Still, the point wasn’t mastery. It was motion. To go from zero to one, from blank screen to working system, was enough to prove a principle: curiosity plus symbolic structure can open doors even in the hardest spaces.
What’s Next
I’ve saved the code and notes for a return sprint. The next steps are clear:
Expand the DSL to handle conditional logic.
Optimize the search to prune dead ends faster.
Explore hybridization: symbolic scaffolding plus small neural modules.
Aim for 20 tasks solved, 2% on the leaderboard.
But even if REAP never clears 2%, the lesson stands: reasoning systems can be built by outsiders. You don’t need to be a research lab. You just need curiosity, patience, and tools that translate human intuition into symbolic play.
Closing Reflection
ARC is a strange and beautiful test. It reduces AGI to its essence: a handful of examples, an unspoken rule, and the demand to abstract.
For me, it was also a reminder. Expertise is not monopoly. With art-trained pattern recognition, IT-schooled systems thinking, and AI coding assistants, I could build something real in nine hours.
From zero to one.
That leap matters, not because 1.10% is a high score, but because it proves the door is open.
Key Concepts and Working Terms
ARC (Abstraction and Reasoning Corpus): A benchmark of grid-based puzzles designed by François Chollet to test reasoning and abstraction, not statistical pattern-matching.

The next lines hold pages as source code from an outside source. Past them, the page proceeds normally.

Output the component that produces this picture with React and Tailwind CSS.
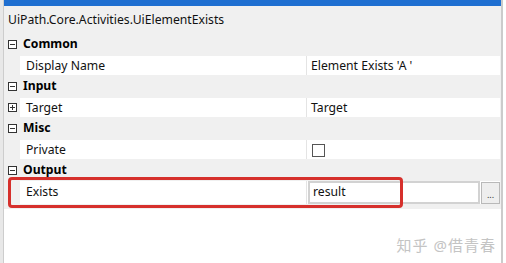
const Box = ({ plus }) => (
  <span className="relative inline-block w-[9px] h-[9px] border border-[#333] bg-white shrink-0">
    <span className="absolute left-[1px] right-[1px] top-[3px] h-px bg-[#333]"></span>
    {plus && <span className="absolute top-[1px] bottom-[1px] left-[3px] w-px bg-[#333]"></span>}
  </span>
);

const Category = ({ name }) => (
  <div className="h-[21px] flex items-center pl-[4px]">
    <Box />
    <span className="ml-[6px] font-bold text-[12.2px] text-black">{name}</span>
  </div>
);

const Row = ({ label, expandable, children }) => (
  <div className="h-[21px] flex items-stretch">
    <div className="w-[15px] flex items-center pl-[4px]">{expandable && <Box plus />}</div>
    <div className="flex-1 flex bg-white my-[1px] ml-[1px] mr-[1px]">
      <div className="w-[287px] pl-[6px] pt-px flex items-center text-[12.2px] text-[#111] border-r border-[#e4e4e4]">{label}</div>
      <div className="flex-1 flex items-center pl-[4px] pt-px text-[12.2px] text-[#111]">{children}</div>
    </div>
  </div>
);

export default function App() {
  return (
    <div className="w-[506px] h-[263px] bg-white overflow-hidden" style={{ fontFamily: '"Noto Sans", "Noto Sans CJK SC", sans-serif' }}>
      <div className="flex h-full">
        <div className="w-[3px] bg-[#e8e8e8]"></div>
        <div className="w-[500px] flex flex-col border-l border-[#cdcdcd] border-r-2 border-r-[#cbcbcb]">
          <div className="h-[6px] bg-[#1f6fd1]"></div>
          <div className="bg-[#f0f0f0] relative">
            <div className="h-[27px] flex items-center pl-[4px] pt-px text-[12.2px] text-[#111]">UiPath.Core.Activities.UiElementExists</div>
            <div className="h-px"></div>
            <Category name="Common" />
            <Row label="Display Name">Element Exists 'A '</Row>
            <Category name="Input" />
            <Row label="Target" expandable>Target</Row>
            <Category name="Misc" />
            <Row label="Private">
              <span className="ml-[1px] w-[13px] h-[13px] border border-[#555] bg-white"></span>
            </Row>
            <Category name="Output" />
            <div className="h-[23px] flex items-stretch">
              <div className="w-[15px]"></div>
              <div className="flex-1 flex bg-white ml-[1px] mr-[1px]">
                <div className="w-[287px] pl-[6px] flex items-center text-[12.2px] text-[#111] border-r border-[#e4e4e4]">Exists</div>
                <div className="flex-1 flex items-center gap-[1px] pl-[1px]">
                  <div className="flex-1 h-[23px] border-2 border-[#d2d2d2] bg-white flex items-center pl-[3px] text-[12.2px] text-[#111]">result</div>
                  <div className="w-[19px] h-[22px] border border-[#b9b9b9] bg-[#eeeeee] flex items-end justify-center pb-[4px] text-[9px] leading-none text-[#333]">...</div>
                </div>
              </div>
            </div>
            <div className="h-[5px]"></div>
            <div className="absolute left-[4px] top-[171px] w-[395px] h-[31px] border-[3px] border-[#d6302c] rounded-[4px]"></div>
          </div>
          <div className="flex-1 bg-white flex justify-end items-start pt-[25px] pr-[5px]">
            <span className="text-[15px] text-[#c4c4c4] tracking-[1px]">知乎 @借青春</span>
          </div>
        </div>
        <div className="flex-1 bg-white"></div>
      </div>
    </div>
  );
}
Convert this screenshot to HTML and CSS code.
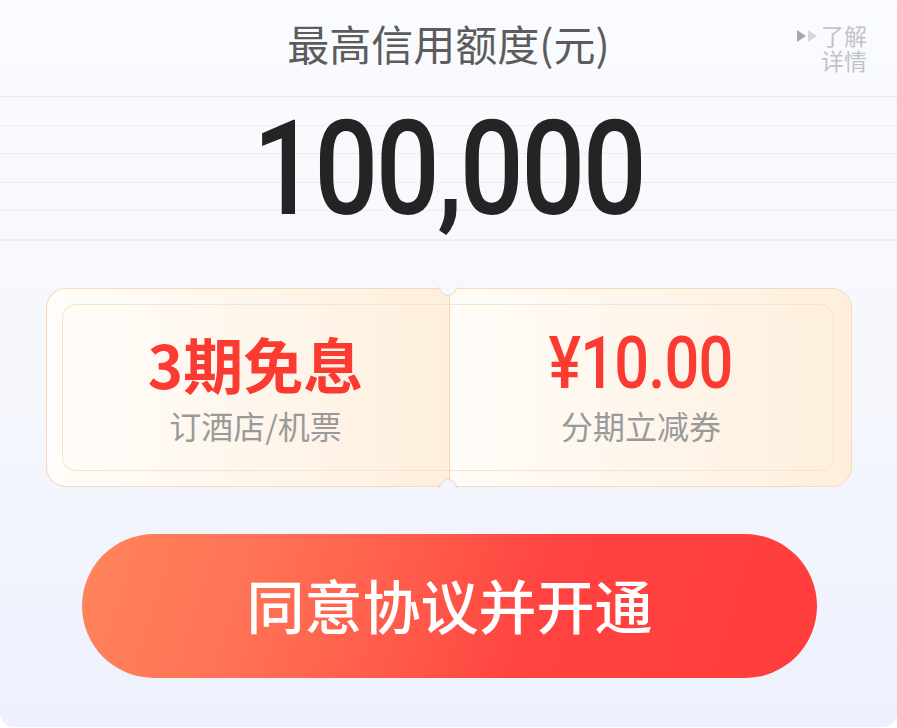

ARC Prize: A $1M+ competition challenging researchers to solve ARC tasks as a proxy for progress toward AGI.
Sparse Clues: Each puzzle gives only 2–3 examples, making memorization impossible and abstraction essential.
REAP (Recursive Emergent Abstraction Program): My experimental Python-based solver that uses a symbolic DSL, search, and template reuse to tackle ARC.
DSL (Domain-Specific Language): A compact vocabulary of operations (rotate, flip, map colors) for composing candidate solutions.
Template Memory: The reuse of successful transformation programs across different tasks, an analogue to meta-learning.
From Zero to One: The leap from nothing working to something working, however small, the proof of possibility that changes the game.